■ WHAT IS REQUIRED
Pictures stay out of the copy; set down each line of the listing below exactly.

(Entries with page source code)
------

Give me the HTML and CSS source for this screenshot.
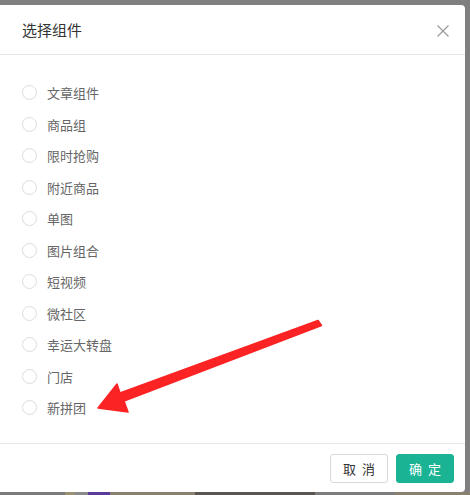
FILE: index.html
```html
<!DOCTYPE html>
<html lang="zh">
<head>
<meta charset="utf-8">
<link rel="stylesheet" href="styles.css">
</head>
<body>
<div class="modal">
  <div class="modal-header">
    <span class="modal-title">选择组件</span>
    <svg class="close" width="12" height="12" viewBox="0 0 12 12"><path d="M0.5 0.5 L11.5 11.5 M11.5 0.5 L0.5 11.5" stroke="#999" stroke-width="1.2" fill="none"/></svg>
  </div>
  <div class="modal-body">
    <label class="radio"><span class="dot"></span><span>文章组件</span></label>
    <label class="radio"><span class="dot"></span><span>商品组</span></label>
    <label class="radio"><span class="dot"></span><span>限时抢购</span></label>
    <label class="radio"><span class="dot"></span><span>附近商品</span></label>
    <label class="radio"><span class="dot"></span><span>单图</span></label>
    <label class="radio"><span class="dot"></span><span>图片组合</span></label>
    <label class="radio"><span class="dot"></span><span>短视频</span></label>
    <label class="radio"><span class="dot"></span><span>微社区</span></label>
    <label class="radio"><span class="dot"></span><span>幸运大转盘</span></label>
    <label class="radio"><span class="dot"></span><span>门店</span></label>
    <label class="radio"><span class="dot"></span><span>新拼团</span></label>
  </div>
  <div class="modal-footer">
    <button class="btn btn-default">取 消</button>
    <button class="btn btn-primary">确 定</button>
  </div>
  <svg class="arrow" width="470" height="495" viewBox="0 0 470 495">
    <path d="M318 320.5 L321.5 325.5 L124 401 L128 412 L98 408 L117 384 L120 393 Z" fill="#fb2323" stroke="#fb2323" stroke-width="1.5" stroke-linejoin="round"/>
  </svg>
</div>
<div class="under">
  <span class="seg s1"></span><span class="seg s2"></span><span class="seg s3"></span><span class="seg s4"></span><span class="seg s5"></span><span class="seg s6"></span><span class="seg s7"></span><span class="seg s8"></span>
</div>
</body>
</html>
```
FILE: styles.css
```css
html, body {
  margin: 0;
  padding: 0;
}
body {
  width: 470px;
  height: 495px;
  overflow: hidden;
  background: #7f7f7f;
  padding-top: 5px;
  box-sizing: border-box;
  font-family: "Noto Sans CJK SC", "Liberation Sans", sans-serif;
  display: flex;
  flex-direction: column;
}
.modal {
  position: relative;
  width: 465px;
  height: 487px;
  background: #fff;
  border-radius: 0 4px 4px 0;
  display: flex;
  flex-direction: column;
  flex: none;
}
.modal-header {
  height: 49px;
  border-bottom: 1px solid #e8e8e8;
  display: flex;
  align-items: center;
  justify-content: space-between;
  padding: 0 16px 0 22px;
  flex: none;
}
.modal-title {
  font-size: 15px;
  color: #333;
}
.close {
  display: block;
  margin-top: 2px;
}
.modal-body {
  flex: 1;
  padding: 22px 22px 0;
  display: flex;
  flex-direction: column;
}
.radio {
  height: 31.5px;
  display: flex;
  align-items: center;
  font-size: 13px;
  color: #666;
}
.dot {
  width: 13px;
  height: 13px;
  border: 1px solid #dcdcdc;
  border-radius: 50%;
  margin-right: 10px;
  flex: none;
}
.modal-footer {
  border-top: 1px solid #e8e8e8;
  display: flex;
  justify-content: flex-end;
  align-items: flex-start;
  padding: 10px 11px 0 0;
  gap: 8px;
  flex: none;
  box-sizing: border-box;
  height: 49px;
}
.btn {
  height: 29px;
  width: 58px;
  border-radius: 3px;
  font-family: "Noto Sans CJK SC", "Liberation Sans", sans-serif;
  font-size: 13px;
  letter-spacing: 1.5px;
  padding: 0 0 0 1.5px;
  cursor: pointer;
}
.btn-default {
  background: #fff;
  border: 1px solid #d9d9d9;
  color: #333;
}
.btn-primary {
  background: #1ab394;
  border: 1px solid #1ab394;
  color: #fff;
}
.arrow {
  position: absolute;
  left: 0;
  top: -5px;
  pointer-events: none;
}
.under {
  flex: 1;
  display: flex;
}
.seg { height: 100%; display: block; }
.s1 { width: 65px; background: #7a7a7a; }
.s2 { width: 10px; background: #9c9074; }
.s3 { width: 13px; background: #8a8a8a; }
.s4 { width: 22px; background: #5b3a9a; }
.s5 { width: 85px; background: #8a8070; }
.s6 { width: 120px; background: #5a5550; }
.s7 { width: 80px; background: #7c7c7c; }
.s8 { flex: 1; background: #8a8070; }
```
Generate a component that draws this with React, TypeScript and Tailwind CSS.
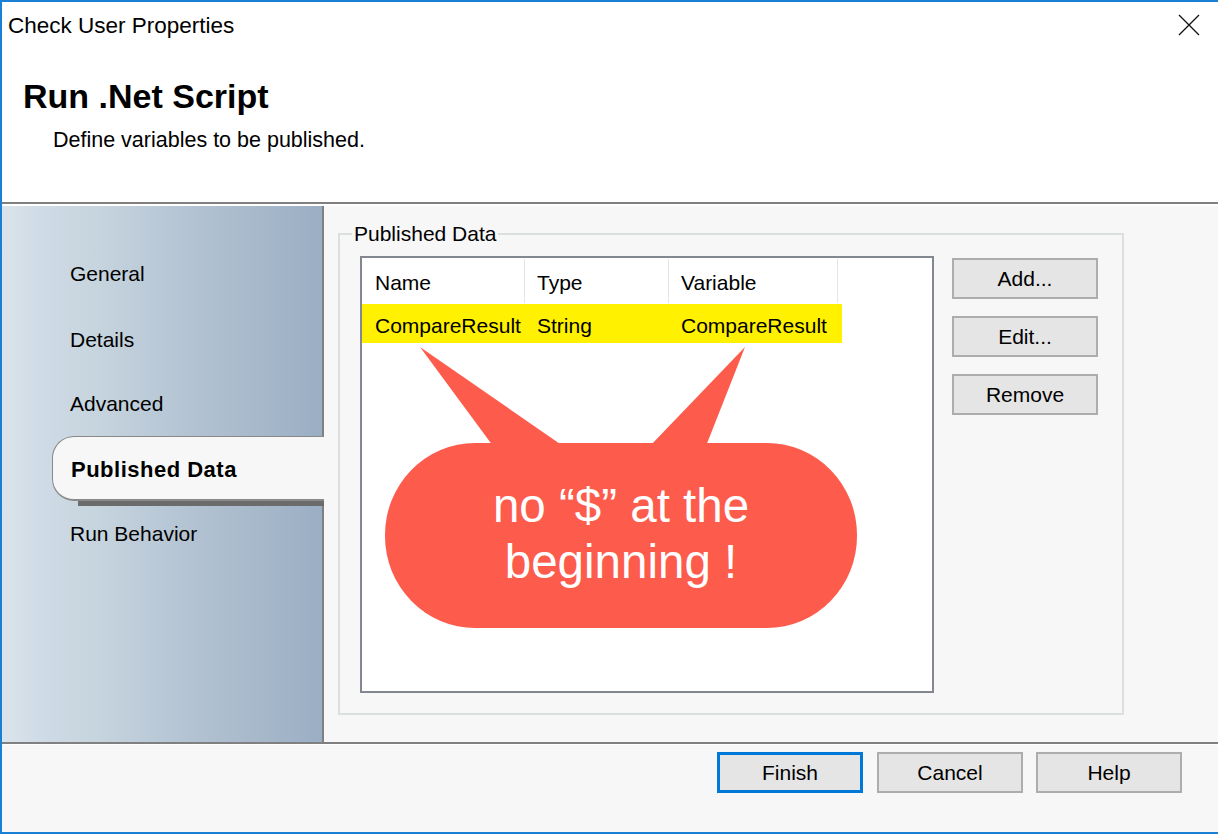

------

■ EXPECTED ANSWER
Give me the HTML and CSS source for this screenshot.
FILE: index.html
```html
<!DOCTYPE html>
<html lang="zh">
<head>
<meta charset="utf-8">
<link rel="stylesheet" href="styles.css">
</head>
<body>
<div class="modal">
  <div class="modal-header">
    <span class="modal-title">选择组件</span>
    <svg class="close" width="12" height="12" viewBox="0 0 12 12"><path d="M0.5 0.5 L11.5 11.5 M11.5 0.5 L0.5 11.5" stroke="#999" stroke-width="1.2" fill="none"/></svg>
  </div>
  <div class="modal-body">
    <label class="radio"><span class="dot"></span><span>文章组件</span></label>
    <label class="radio"><span class="dot"></span><span>商品组</span></label>
    <label class="radio"><span class="dot"></span><span>限时抢购</span></label>
    <label class="radio"><span class="dot"></span><span>附近商品</span></label>
    <label class="radio"><span class="dot"></span><span>单图</span></label>
    <label class="radio"><span class="dot"></span><span>图片组合</span></label>
    <label class="radio"><span class="dot"></span><span>短视频</span></label>
    <label class="radio"><span class="dot"></span><span>微社区</span></label>
    <label class="radio"><span class="dot"></span><span>幸运大转盘</span></label>
    <label class="radio"><span class="dot"></span><span>门店</span></label>
    <label class="radio"><span class="dot"></span><span>新拼团</span></label>
  </div>
  <div class="modal-footer">
    <button class="btn btn-default">取 消</button>
    <button class="btn btn-primary">确 定</button>
  </div>
  <svg class="arrow" width="470" height="495" viewBox="0 0 470 495">
    <path d="M318 320.5 L321.5 325.5 L124 401 L128 412 L98 408 L117 384 L120 393 Z" fill="#fb2323" stroke="#fb2323" stroke-width="1.5" stroke-linejoin="round"/>
  </svg>
</div>
<div class="under">
  <span class="seg s1"></span><span class="seg s2"></span><span class="seg s3"></span><span class="seg s4"></span><span class="seg s5"></span><span class="seg s6"></span><span class="seg s7"></span><span class="seg s8"></span>
</div>
</body>
</html>
```
FILE: styles.css
```css
html, body {
  margin: 0;
  padding: 0;
}
body {
  width: 470px;
  height: 495px;
  overflow: hidden;
  background: #7f7f7f;
  padding-top: 5px;
  box-sizing: border-box;
  font-family: "Noto Sans CJK SC", "Liberation Sans", sans-serif;
  display: flex;
  flex-direction: column;
}
.modal {
  position: relative;
  width: 465px;
  height: 487px;
  background: #fff;
  border-radius: 0 4px 4px 0;
  display: flex;
  flex-direction: column;
  flex: none;
}
.modal-header {
  height: 49px;
  border-bottom: 1px solid #e8e8e8;
  display: flex;
  align-items: center;
  justify-content: space-between;
  padding: 0 16px 0 22px;
  flex: none;
}
.modal-title {
  font-size: 15px;
  color: #333;
}
.close {
  display: block;
  margin-top: 2px;
}
.modal-body {
  flex: 1;
  padding: 22px 22px 0;
  display: flex;
  flex-direction: column;
}
.radio {
  height: 31.5px;
  display: flex;
  align-items: center;
  font-size: 13px;
  color: #666;
}
.dot {
  width: 13px;
  height: 13px;
  border: 1px solid #dcdcdc;
  border-radius: 50%;
  margin-right: 10px;
  flex: none;
}
.modal-footer {
  border-top: 1px solid #e8e8e8;
  display: flex;
  justify-content: flex-end;
  align-items: flex-start;
  padding: 10px 11px 0 0;
  gap: 8px;
  flex: none;
  box-sizing: border-box;
  height: 49px;
}
.btn {
  height: 29px;
  width: 58px;
  border-radius: 3px;
  font-family: "Noto Sans CJK SC", "Liberation Sans", sans-serif;
  font-size: 13px;
  letter-spacing: 1.5px;
  padding: 0 0 0 1.5px;
  cursor: pointer;
}
.btn-default {
  background: #fff;
  border: 1px solid #d9d9d9;
  color: #333;
}
.btn-primary {
  background: #1ab394;
  border: 1px solid #1ab394;
  color: #fff;
}
.arrow {
  position: absolute;
  left: 0;
  top: -5px;
  pointer-events: none;
}
.under {
  flex: 1;
  display: flex;
}
.seg { height: 100%; display: block; }
.s1 { width: 65px; background: #7a7a7a; }
.s2 { width: 10px; background: #9c9074; }
.s3 { width: 13px; background: #8a8a8a; }
.s4 { width: 22px; background: #5b3a9a; }
.s5 { width: 85px; background: #8a8070; }
.s6 { width: 120px; background: #5a5550; }
.s7 { width: 80px; background: #7c7c7c; }
.s8 { flex: 1; background: #8a8070; }
```
Generate a component that draws this with React, TypeScript and Tailwind CSS.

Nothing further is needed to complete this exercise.